А однажды, когда городок утонул в сером тумане дождя и по улицам, изрытым колесами фургонов, растеклись лужи, он ушел из дому и пропадал где—то до глубокой ночи.
Он вернулся промокший до последней нитки, без шляпы, с полуразвязавшимся галстуком и ввалился в комнату, дико озираясь вокруг. Сэлли подставила ему стул, и он рухнул на него, уронив руки на колени, и по комнате волнами пошел сладковатый перегар кукурузного виски.
Сэлли взяла мужа за плечи и стояла так над ним до тех пор, пока он не поднял голову и не встретился взглядом с ее темными укоризненными глазами.
— Тебе лучше? — спросила она.
— Н… нет, — пробормотал он. — Я не могу больше…
— Чего ты не можешь, милый?
— Нью-Йорк… — сказал он. — Вавилонская блудница…
Тебе плохо здесь, да?
— Дело не в том… — он пытался удобнее укрепиться на стуле. — Дело в том, что я — маятник. Вся жизнь стала огромным маятником. Я написал рассказ «Маятник». Помнишь? М-мак-Клоски… «Пойду, что ли, з-загляну в клуб..»
— Тебе нужно прилечь, — сказала она.
— Ты тоже… не понимаешь… Мне уже не уйти из круга… Не вырваться… Завод дан раз навсегда… Нью-Йорк… прекрасный, проклятый город…
— Слава богу, мы далеко от него.
— Нет, — сказал он. — Нью-Йорк не обманешь. Не стоит даже пытаться…
— Если ты хочешь, мы больше туда не поедем.
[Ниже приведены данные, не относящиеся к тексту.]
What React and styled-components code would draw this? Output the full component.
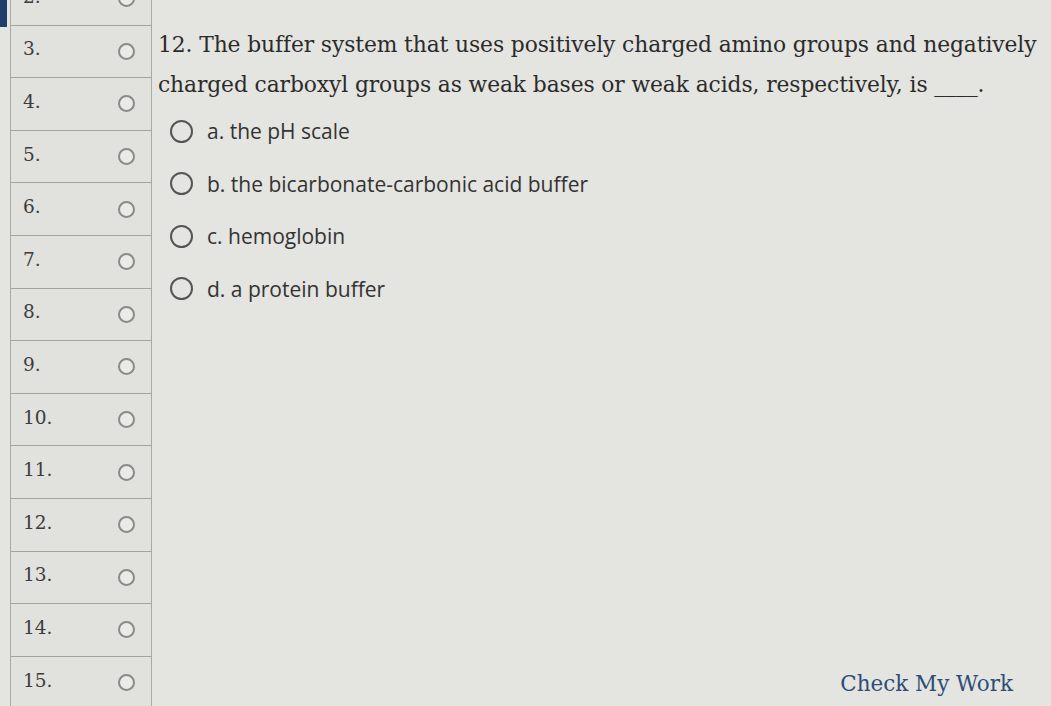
import React from "react";
import styled, { createGlobalStyle } from "styled-components";

const Global = createGlobalStyle`
  html, body { margin: 0; padding: 0; }
  body {
    background: #e4e4e0;
    width: 1051px;
    height: 706px;
    overflow: hidden;
    font-family: "Liberation Serif", serif;
  }
`;

const Page = styled.div`
  display: flex;
  height: 706px;
  overflow: hidden;
`;

const Sidebar = styled.nav`
  flex: 0 0 140px;
  margin-left: 10px;
  border-left: 1.5px solid #a9a9a6;
  border-right: 1.5px solid #a9a9a6;
  background: #e1e1dd;
  height: 760px;
  margin-top: -27px;
  display: flex;
  flex-direction: column;
`;

const NavRow = styled.div`
  position: relative;
  height: 51.6px;
  flex: 0 0 auto;
  display: flex;
  align-items: center;
  justify-content: space-between;
  padding: 0 16px 0 12px;
  border-bottom: 1.5px solid #a3a3a0;
  ${(p) =>
    p.$active &&
    `&::before {
      content: "";
      position: absolute;
      left: -11px;
      top: 8px;
      bottom: -2px;
      width: 7px;
      background: #1f3f6a;
    }`}
`;

const NavNum = styled.span`
  font-family: "DejaVu Serif", serif;
  font-size: 18.5px;
  color: #3c3c3c;
  margin-top: -5px;
`;

const NavDot = styled.span`
  width: 13px;
  height: 13px;
  border-radius: 50%;
  border: 2px solid #8a8a88;
  background: #eaeae7;
`;

const Main = styled.main`
  flex: 1;
  display: flex;
  flex-direction: column;
  padding: 25px 0 0 6px;
`;

const Question = styled.p`
  margin: 0;
  font-family: "DejaVu Serif", serif;
  font-size: 21.8px;
  line-height: 40px;
  color: #2b2b2b;
  letter-spacing: -0.1px;
  white-space: nowrap;
`;

const Options = styled.div`
  display: flex;
  flex-direction: column;
  padding-left: 12px;
`;

const Option = styled.label`
  display: flex;
  align-items: center;
  gap: 14px;
  height: 52.5px;
  font-family: "Open Sans", sans-serif;
  font-size: 21px;
  color: #333;
`;

const Radio = styled.span`
  width: 19px;
  height: 19px;
  border-radius: 50%;
  border: 2.2px solid #555;
  flex: 0 0 auto;
`;

const Footer = styled.div`
  margin-top: auto;
  display: flex;
  justify-content: flex-end;
  padding: 0 38px 10px 0;
`;

const CheckButton = styled.button`
  background: none;
  border: none;
  padding: 0;
  font-family: "DejaVu Serif", serif;
  font-size: 21.5px;
  color: #2d4d78;
  cursor: pointer;
`;

const numbers = [2, 3, 4, 5, 6, 7, 8, 9, 10, 11, 12, 13, 14, 15];
const options = [
  "a. the pH scale",
  "b. the bicarbonate-carbonic acid buffer",
  "c. hemoglobin",
  "d. a protein buffer",
];

export default function App() {
  return (
    <>
      <Global />
      <Page>
        <Sidebar>
          {numbers.map((n) => (
            <NavRow key={n} $active={n === 2}>
              <NavNum>{n}.</NavNum>
              <NavDot />
            </NavRow>
          ))}
        </Sidebar>
        <Main>
          <Question>
            12. The buffer system that uses positively charged amino groups and negatively
            <br />
            charged carboxyl groups as weak bases or weak acids, respectively, is ____.
          </Question>
          <Options>
            {options.map((o) => (
              <Option key={o}>
                <Radio />
                {o}
              </Option>
            ))}
          </Options>
          <Footer>
            <CheckButton>Check My Work</CheckButton>
          </Footer>
        </Main>
      </Page>
    </>
  );
}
А сейчас отдохни.
— Нет! — сказал он и выпрямился на стуле. — Кого хватает это чудовище, тот уже никогда не вырывается. Никогда! Холера, чума, проказа — вот что такое Нью-Йорк. Бациллы везде, над всей страной… Сладкая, сияющая зараза… И каждый хочет хлебнуть Нью-Йорка… Я знаю, что говорю… Я сам заражен этим ядом. Без Нью-Йорка я не могу ничего. Я — нуль, прах, ничто… Я — как Антей, которого оторвали от земли… Я — Нью-Йорк, Сэлли… Это страшная штука, но это так…
— Хорошо, — сказала она. — А теперь тебе все-таки нужно раздеться.
Через день они возвратились в столицу. И здесь он сразу ожил, повеселел, будто в тяжелом сыром воздухе содержались капельки влаги из источника вечной юности. Он вспоминал давно забытые анекдоты, насвистывал, каламбурил, он позвонил Гилмену Холлу и пообещал ему «лучший из всех написанных им рассказов»: «Да, да, Гил, самый лучший из всех. Я пошлю вам его недельки через две, ждите. Это будет такая штука, какой вы еще и не видели!» Он достал из нижнего ящика стола все свои записные книжки, разложил их перед собой и делал какие-то выписки и заметки.